Но Уимана не волнует, что думают скептики. Вера, говорит он, как и любовь – это очень личное переживание, и только тот, кто любит или верит, знает, что он чувствует. И Уиман благодарит судьбу за то, что ему пришлось пережить. “Мне с детства внушали злокачественную мысль, что нужно отказаться от земной любви, чтобы обрести любовь Бога, – пишет он. – Мой опыт доказывает обратное”. Благодаря религии больше людей стали сочувствовать Уиману, он обрел надежду, а близкие стали ему еще ближе.
История Уимана, его уход от религии и возвращение к ней, кажется мне прекрасной иллюстрацией того, как тесно переплетены вера и привязанность. Она заставляет вспомнить, что стрежень религии – это потребность в любви, не зря в Первом послании от Иоанна 4:16 сказано: “И мы познали любовь, которую имеет к нам Бог, и уверовали в нее. Бог есть любовь, и пребывающий в любви пребывает в Боге, и Бог в нем”.
Эти строки – загадка. И всегда будут загадкой. Но мне кажется, они указывают на корни религии: вера в невыразимое берет начало в том же инстинктивном стремлении, что заставляет нас тянуться к родным и друзьям. Даже если мы никогда не поймем механизмов этого, нельзя не признать с удивлением и восторгом чудеса, которые творит вера, когда общение с Богом меняет жизнь людей.

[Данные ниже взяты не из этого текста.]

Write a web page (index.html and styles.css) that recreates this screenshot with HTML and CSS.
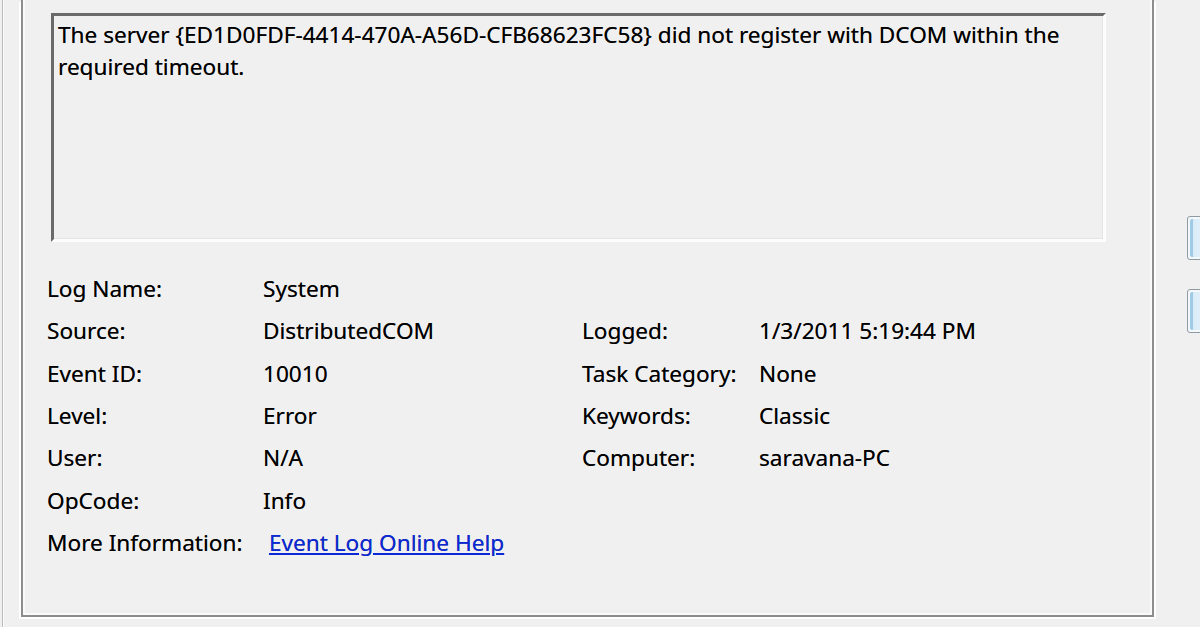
FILE: index.html
```html
<!DOCTYPE html>
<html>
<head>
<meta charset="utf-8">
<link rel="stylesheet" href="styles.css">
</head>
<body>
<div class="page">
  <div class="edge"></div>
  <div class="frame">
    <div class="msgbox">The server {ED1D0FDF-4414-470A-A56D-CFB68623FC58} did not register with DCOM within the required timeout.</div>
    <div class="details">
      <div class="lbl">Log Name:</div><div class="val">System</div><div></div><div></div>
      <div class="lbl">Source:</div><div class="val">DistributedCOM</div><div class="lbl">Logged:</div><div class="val">1/3/2011 5:19:44 PM</div>
      <div class="lbl">Event ID:</div><div class="val">10010</div><div class="lbl">Task Category:</div><div class="val">None</div>
      <div class="lbl">Level:</div><div class="val">Error</div><div class="lbl">Keywords:</div><div class="val">Classic</div>
      <div class="lbl">User:</div><div class="val">N/A</div><div class="lbl">Computer:</div><div class="val">saravana-PC</div>
      <div class="lbl">OpCode:</div><div class="val">Info</div><div></div><div></div>
      <div class="lbl">More Information:</div><div class="val"><a class="link" href="#">Event Log Online Help</a></div><div></div><div></div>
    </div>
  </div>
  <div class="side">
    <div class="btn"><div class="btn-in"></div></div>
    <div class="btn"><div class="btn-in"></div></div>
  </div>
</div>
</body>
</html>
```

FILE: styles.css
```css
html, body {
  margin: 0;
  padding: 0;
  background: #f0f0f0;
}
.page {
  width: 1200px;
  height: 627px;
  overflow: hidden;
  display: flex;
  align-items: flex-start;
  font-family: "Noto Sans", "Open Sans", sans-serif;
  font-size: 22.6px;
  color: #000;
  text-shadow: 0 0 0.6px rgba(0, 0, 0, 0.6);
}
.edge {
  width: 1px;
  height: 627px;
  margin-left: 2px;
  background: #bcbcbc;
  box-shadow: 1px 0 0 #fafafa;
  flex: none;
}
.frame {
  flex: none;
  margin-left: 18px;
  width: 1129px;
  height: 602px;
  border-left: 2px solid #8d8d8d;
  border-right: 2px solid #8d8d8d;
  border-bottom: 2px solid #8d8d8d;
  box-shadow: -2px 2px 0 #ffffff, 2px 2px 0 #ffffff, inset 2px -2px 0 #fafafa, inset -2px 0 0 #fafafa;
  padding: 13px 0 0 0;
  box-sizing: content-box;
}
.msgbox {
  margin-left: 28px;
  width: 1042px;
  height: 220px;
  border-top: 3px solid #6a6a6a;
  border-left: 3px solid #6a6a6a;
  border-right: 3px solid #fdfdfd;
  border-bottom: 3px solid #fdfdfd;
  box-shadow: inset -1px -1px 0 #e4e4e4;
  padding: 3px 3px 0 4px;
  line-height: 32px;
}
.details {
  margin: 26px 0 0 24px;
  display: grid;
  grid-template-columns: 216px 319px 177px 1fr;
  grid-auto-rows: 42.3px;
  align-items: center;
  line-height: 30px;
}
.link {
  color: #0b29d6;
  text-decoration: underline;
  margin-left: 6px;
}
.side {
  flex: 1;
  padding: 216px 0 0 33px;
  display: flex;
  flex-direction: column;
  gap: 29px;
}
.btn {
  width: 30px;
  height: 44px;
  border: 1px solid #8f9aa3;
  border-radius: 3px;
  background: #f4f8fb;
  box-sizing: border-box;
  padding: 2px;
}
.btn-in {
  height: 100%;
  border-left: 3px solid #9fcbe6;
  background: linear-gradient(90deg, #d8ecf8, #eef6fb);
  border-radius: 2px;
}
```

Это не означает, что только вера может заставить сердце открыться. Это не означает, что Бог лучше помогает от душевных страданий или зависимостей, чем когнитивная терапия, трансцендентальная медитация или любой другой мирской способ. Как заметил еще Уильям Джеймс, верит человек в Бога или нет, зависит от того, довелось ли ему ощутить любовь Бога. Можно ощутить его присутствие, можно не ощущать, но нельзя прийти к Богу путем логики, в обход бездонной пропасти веры. “Бывают мгновения мистического опыта, которые <…> приносят с собой мощное чувство внутренней достоверности и духовной просветленности, – пишет Джеймс в лекции 1902 года «Религия и невроз», открывающей его знаменитый труд. – Но они редки и доступны немногим; причем и у этих немногих вся остальная жизнь остается вне отношений к ним и скорее противоречит им, чем их подтверждает. Тем не менее есть люди, которые доверяются этим минутам просветления, тогда как другие предпочитают руководиться практическими результатами их. Отсюда такое разногласие в суждениях о ценности человеческой жизни”.
Уиман, судя по его работам, сам удивился, что, подобно многим, последовал “велению момента”. Вскоре после того, как у него нашли рак, он вновь стал писать стихи. В одном из первых стихотворений были такие строчки:
И вновь я подхожу к изведанного грани,
И, ни во что не веря, верю:[484]
На этом стихотворение и заканчивается – обрывается двоеточием. Ведь во что он на самом деле верил? Что знал наверняка? Религия Уимана не такая, как у всех, его вера зародилась из беседы в чикагском кафе и прогулки по пути из церкви. Все началось с любви, с отчаянного желания быть с любимой женой. А потом, поскольку наши нервные волокна переплетены самым причудливым образом, это чувство пробудило веру в нечто иное. Уиман внезапно услышал, как Бог стучит с той стороны стены. И теперь поэт вслушивается в этот стук изо всех своих сил.